Unterleuten ist ein fiktives Dorf irgendwo in Brandenburg. Idyllisch gelegen, nicht zu weit entfernt von Berlin. Alteingesessene und nach der Wende Neuzugezogene bilden die Dorfgemeinschaft. Wobei Gemeinschaft hier sicherlich das falsche Wort ist. Und wie in jedem Dorf gibt es Wortführer und Mitläufer, Neuerer und Wahrer des Althergebrachten.
Da wären Gerhard Fließ mit Frau Jule, ein ehemaliger Dozent der Humboldt-Universität, der eine seiner Studentinnen geheiratet und in einem Anflug von Lebenserneuerung eine Stelle als Vogelwart angenommen hat, um auf das entschleunigte und unverbrauchte Land zu ziehen. Dann Linda Franzen, ebenfalls neu zugezogen, die mit ihrem Freund eine alte Villa renoviert, ein Pferdemädchen mit etwas naivem Machtwillen. Schaller, der nach einem schweren Unfall sein Leben neu aufbaut und mühsam versucht, seine Vergangenheit zu rekonstruieren. Gombrowski, der Leithengst des Ortes, dessen Eltern vor der Enteignung das Land ringsum gehörte, und der mit Land und Dorf verwachsen, patriarchalisch seine Entscheidungen trifft und durchsetzt. Kron, der ewige Verlierer und Gegenspieler von Gombrowski, ebenso verwurzelt im Dorf. Arne Seidel, Bürgermeister von Gombrowskis Gnaden, der aber sein Bestes für das Dorf zu geben versucht. Und noch weitere Personen, die im Dorfgeflecht größere und kleinere Rollen spielen.
Nachdem wir nun also das Personal kennen, brauchen wir einen Stein des Anstoßes, um das Dorf in Aktion zu erleben: ein geplanter Windpark vor den Toren und zwar in unmittelbarer Sichtweite.
Auf dieser Grundlage nun seziert Juli Zeh das Dorfleben, fürchtet dabei kein Klischee und keine Zuspitzung. Sie läßt die Bewohner nacheinander zu Wort kommen und ihre Weltsicht und Meinung kundtun. Dabei schafft sie das eigentlich Unmögliche: jeder Einzelne hat, wenn man seine Sicht der Dinge erst einmal kennt, nachvollziehbare Gründe für sein Handeln, jeder Einzelne hat sympathische Züge und vor allem hat jeder Einzelne seine eigenen blinden Stellen, seine beschönigten Erinnerungen, seine passend verdrehten Tatsachen und Entschuldigungen. Juli Zeh schont ihre Charaktere nicht. Sie zeigt das ganze kleinliche, eigensüchtige, egozentrische Denken der Dorfbewohner, die Versuche, hehre Ideen auf schlicht neidische oder egoistische Handlungen aufzupfropfen, die Versuche, die Vergangenheit dem eigenen Wunschdenken anzupassen und dem Gegenüber als alleinige Wahrheit aufzudrängen, und sie zeigt, dass eine kollektive Erinnerung trotzdem die Summe der Erinnerungssplitter eines jeden Einzelnen ist.
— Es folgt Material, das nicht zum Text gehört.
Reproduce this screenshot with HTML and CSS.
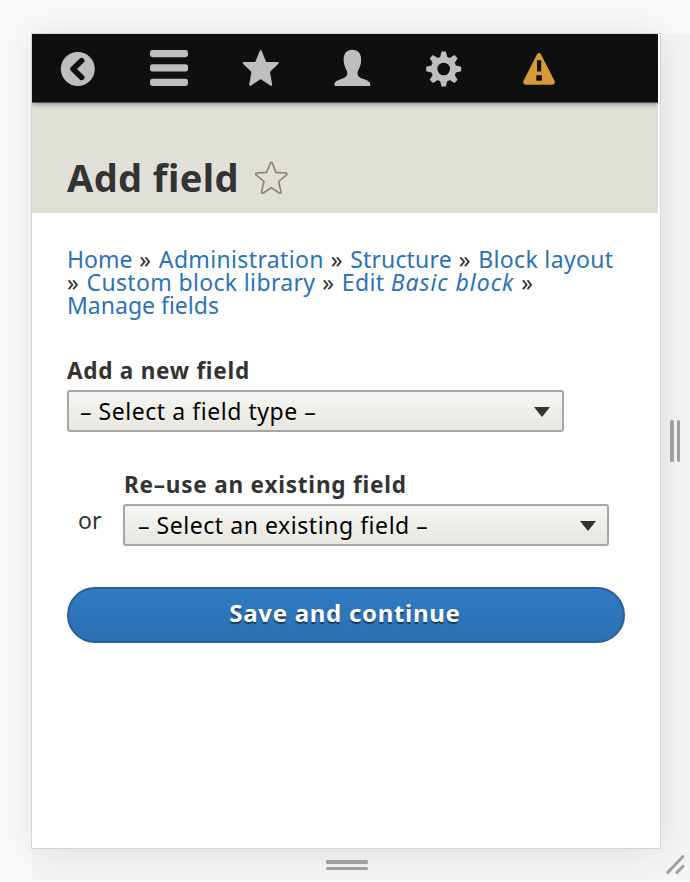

Und wer sich dabei an sein eigenes Umfeld erinnert fühlt, hat den Sinn des Romans wohl erkannt. Denn unter Leuten ist man überall, jedes Dorf, jeder Verein, jede Gemeinschaft oder Versammlung funktioniert so. Weil Menschen eben so sind, weil eben jeder seine egoistischen kleinen Ideen gerne mit einem höheren Sinn verbrämt, weil das Gras auf der anderen Seite des Zaunes meistens grüner ist und die Bäume dort mehr Äpfel tragen, weil man selbst gerne am besten weiß, wie die Dinge laufen müssten, damit die Welt ein schönerer Ort ist und ebenso gerne vergisst, dass ein „schönerer Ort“ von jedem anders definiert wird.
Neben all dem ist „Unterleuten“ aber auch ein unterhaltsam geschriebener Roman, der trotz seiner immerhin 640 Seiten spannend bleibt bis zum Schluß. Ein Roman, der zwar Klischees nicht scheut, aber niemals auf „Gartenzwerge“-Niveau fällt, der Idylle zwar zeigt, aber nur um sie danach zu dekonstruieren. Ein definitiv lesenswertes Buch für alle, die „Unter Leuten“ leben.